Freezing particle beams and other things
|This spiderweb was overtaken by a sudden frost.
The last few days have been cold. Really cold. It prompted me to make some comparisons: cold as outer space, cold as laser beams, cold as an electron — but most of these are nonsensical. The concept of temperature only makes sense in settings with large numbers of particles and a diffuse distribution of energy, such as our everyday world. A single particle doesn't have a temperature, and the temperature of a laser beam is negative (below absolute zero).
Temperature is a relationship between the energy of a system of particles and its complexity, also known as entropy (see "Entropy is not disorder"). An ice crystal is an example of a simple, or low-entropy, state because the water molecules are aligned in rigid positions. Hot water is a more complex, high-entropy state because there are so many ways that the water molecules can tumble over one another. If it takes a lot of energy to increase the entropy a little, then the temperature is high. If it doesn't take much, then the temperature is low.
This is why an isolated particle has no temperature. It has energy but no entropy because there is only one configuration — like a single Lego brick, all alone. A bunch of particles, such as the electrons or protons in a particle beam, has energy and entropy, so you can measure the beam's temperature. If all the particles are in rigid lockstep and racing down the beam pipe with a lot of energy, it is a low-temperature beam, like a flying ice cube. In fact, cooling is an important step in preparing the beam: The random motions of the initial gas must be dampened while its collective motion is accelerated. The energy of the collective motion doesn't count toward temperature because changing the overall speed doesn't change the entropy.
Lasers are even more exotic. The source of a laser beam is made of atoms with only two (relevant) energy states: on and off. When more than half of the atoms are "on," the laser's entropy decreases, rather than increases. Half-on and half-off is a more complex state than all-on. Thus, as the energy increases, turning more atoms "on," the entropy decreases, and the temperature is negative.

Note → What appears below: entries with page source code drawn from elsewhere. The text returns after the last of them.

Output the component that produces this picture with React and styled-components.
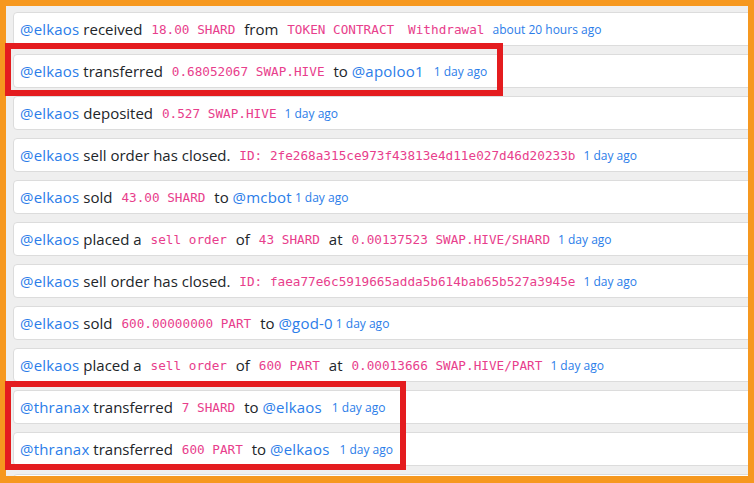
import React from 'react';
import styled, { createGlobalStyle } from 'styled-components';

const Global = createGlobalStyle`
  html, body {
    margin: 0;
    padding: 0;
  }
  body {
    font-family: "Open Sans", "Noto Sans", sans-serif;
    background: #fff;
  }
`;

const Frame = styled.div`
  position: relative;
  width: 754px;
  height: 483px;
  box-sizing: border-box;
  background: #f6981f;
  padding: 6px 6px 7px 6px;
`;

const Feed = styled.div`
  height: 100%;
  background: #efefef;
  overflow: hidden;
  padding: 6px 0 0 7px;
  box-sizing: border-box;
`;

const List = styled.div`
  display: flex;
  flex-direction: column;
  gap: 8px;
`;

const Card = styled.div`
  width: 780px;
  height: 34px;
  flex-shrink: 0;
  box-sizing: border-box;
  display: flex;
  align-items: center;
  padding: 0 6px;
  background: #fff;
  border: 1px solid #dcdcdc;
  border-radius: 4px;
  font-size: 15px;
  color: #212529;
  white-space: pre;
`;

const User = styled.span`
  color: #2b7de9;
  letter-spacing: 0.2px;
`;

const Code = styled.code`
  font-family: "DejaVu Sans Mono", "Liberation Mono", monospace;
  font-size: 12.7px;
  color: #e83e8c;
  padding: 0 5px;
`;

const Time = styled.span`
  color: #2b7de9;
  font-size: 12px;
  margin-left: ${p => (p.$wide ? '10px' : '3px')};
`;

const Mark = styled.div`
  position: absolute;
  left: 5px;
  top: ${p => p.$top}px;
  width: ${p => p.$w}px;
  height: ${p => p.$h}px;
  box-sizing: border-box;
  border: 6px solid #e41c1f;
  pointer-events: none;
`;

const rows = [
  [['u', '@elkaos'], ['t', ' received '], ['c', '18.00 SHARD'], ['t', ' from '], ['c', 'TOKEN CONTRACT'], ['t', ' '], ['c', 'Withdrawal'], ['time', 'about 20 hours ago']],
  [['u', '@elkaos'], ['t', ' transferred '], ['c', '0.68052067 SWAP.HIVE'], ['t', ' to '], ['u', '@apoloo1'], ['wide', '1 day ago']],
  [['u', '@elkaos'], ['t', ' deposited '], ['c', '0.527 SWAP.HIVE'], ['time', '1 day ago']],
  [['u', '@elkaos'], ['t', ' sell order has closed. '], ['c', 'ID: 2fe268a315ce973f43813e4d11e027d46d20233b'], ['time', '1 day ago']],
  [['u', '@elkaos'], ['t', ' sold '], ['c', '43.00 SHARD'], ['t', ' to '], ['u', '@mcbot'], ['time', '1 day ago']],
  [['u', '@elkaos'], ['t', ' placed a '], ['c', 'sell order'], ['t', ' of '], ['c', '43 SHARD'], ['t', ' at '], ['c', '0.00137523 SWAP.HIVE/SHARD'], ['time', '1 day ago']],
  [['u', '@elkaos'], ['t', ' sell order has closed. '], ['c', 'ID: faea77e6c5919665adda5b614bab65b527a3945e'], ['time', '1 day ago']],
  [['u', '@elkaos'], ['t', ' sold '], ['c', '600.00000000 PART'], ['t', ' to '], ['u', '@god-0'], ['time', '1 day ago']],
  [['u', '@elkaos'], ['t', ' placed a '], ['c', 'sell order'], ['t', ' of '], ['c', '600 PART'], ['t', ' at '], ['c', '0.00013666 SWAP.HIVE/PART'], ['time', '1 day ago']],
  [['u', '@thranax'], ['t', ' transferred '], ['c', '7 SHARD'], ['t', ' to '], ['u', '@elkaos'], ['wide', '1 day ago']],
  [['u', '@thranax'], ['t', ' transferred '], ['c', '600 PART'], ['t', ' to '], ['u', '@elkaos'], ['wide', '1 day ago']],
  [],
];

const Part = ({ kind, text }) => {
  if (kind === 'u') return <User>{text}</User>;
  if (kind === 'c') return <Code>{text}</Code>;
  if (kind === 'time') return <Time>{text}</Time>;
  if (kind === 'wide') return <Time $wide>{text}</Time>;
  return <span>{text}</span>;
};

export default function App() {
  return (
    <Frame>
      <Global />
      <Feed>
        <List>
          {rows.map((row, i) => (
            <Card key={i}>
              {row.map(([kind, text], j) => (
                <Part key={j} kind={kind} text={text} />
              ))}
            </Card>
          ))}
        </List>
      </Feed>
      <Mark $top={43} $w={498} $h={53} />
      <Mark $top={381} $w={401} $h={89} />
    </Frame>
  );
}
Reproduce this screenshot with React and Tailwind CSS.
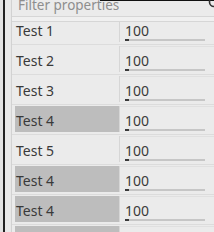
import React from "react";

const font = { fontFamily: '"Noto Sans", "Open Sans", sans-serif' };

function Row({ label, hl, first }) {
  return (
    <div className="flex flex-col">
      <div className={`flex ${first ? "h-[21px] border-t border-[#d6d6d6]" : "h-[26px]"}`}>
        <div className="w-[3px]" />
        <div className={`w-[104px] pl-px ${hl ? "bg-[#bdbdbd]" : ""} ${first ? "pt-0" : "pt-[5px]"}`}>
          <div className={`leading-[19px] text-[14px] text-[#3a3a3a] ${first ? "-mt-px" : ""}`}>{label}</div>
        </div>
        <div className="w-px bg-[#d6d6d6]" />
        <div className={`flex-1 flex flex-col pl-[5px] ${first ? "" : "pt-[4px] border-t border-[#e0e0e0]"}`}>
          <div className={`leading-[19px] text-[14px] text-[#3a3a3a] ${first ? "-mt-px" : ""}`}>100</div>
          <div className="w-[80px] h-[2px] bg-[#c6c6c6] flex -mt-px">
            <div className="w-[4px] h-[2px] bg-[#3a3a3a]" />
          </div>
        </div>
      </div>
      <div className="h-[4px] flex flex-col justify-center">
        <div className="h-px bg-[#dcdcdc]" />
      </div>
    </div>
  );
}

export default function App() {
  const rows = [
    ["Test 1", false],
    ["Test 2", false],
    ["Test 3", false],
    ["Test 4", true],
    ["Test 5", false],
    ["Test 4", true],
    ["Test 4", true],
    ["Test 4", true],
  ];
  return (
    <div className="w-[214px] h-[232px] overflow-hidden flex bg-[#e8e8e8]" style={font}>
      <div className="w-[3px] bg-[#e2e2e2]" />
      <div className="w-[2px] bg-[#202020]" />
      <div className="w-[6px] bg-[#e8e8e8]" />
      <div className="w-px bg-[#d2d2d2]" />
      <div className="flex-1 min-w-0 flex flex-col bg-[#ebebeb]">
        <div className="h-[17px] relative overflow-hidden bg-[#ebebeb] border-b border-[#d6d6d6] pl-[6px] shrink-0">
          <div className="-mt-[4px] leading-[19px] text-[13.5px] text-[#8e8e8e] whitespace-nowrap">Filter properties</div>
          <div className="absolute top-0 left-[88px] right-0 h-px bg-[#111]" />
          <svg className="absolute right-[-8px] top-[-4px]" width="14" height="14" viewBox="0 0 14 14">
            <circle cx="6" cy="6" r="4.5" fill="none" stroke="#333" strokeWidth="1.6" />
          </svg>
        </div>
        <div className="h-[4px] bg-[#f0f0f0] shrink-0" />
        {rows.map(([l, h], i) => (
          <Row key={i} label={l} hl={h} first={i === 0} />
        ))}
      </div>
    </div>
  );
}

Even in this bizarre case of negative temperature, absolute zero cannot be reached. Zero temperature means that a change in energy would cause an infinite change in entropy, and since entropy is ultimately a count of the number of configurations, it cannot be infinite. Laser beams approach but do not reach absolute zero from below, just as normal systems approach it from above.
So how cold is it outside, in an absolute sense? Zero degrees Fahrenheit, relative to absolute zero, is 10 percent colder than 45 degrees Fahrenheit, so if you're looking for a strong statement about the weather, we're a 10th part closer to absolute zero than we were two weeks ago.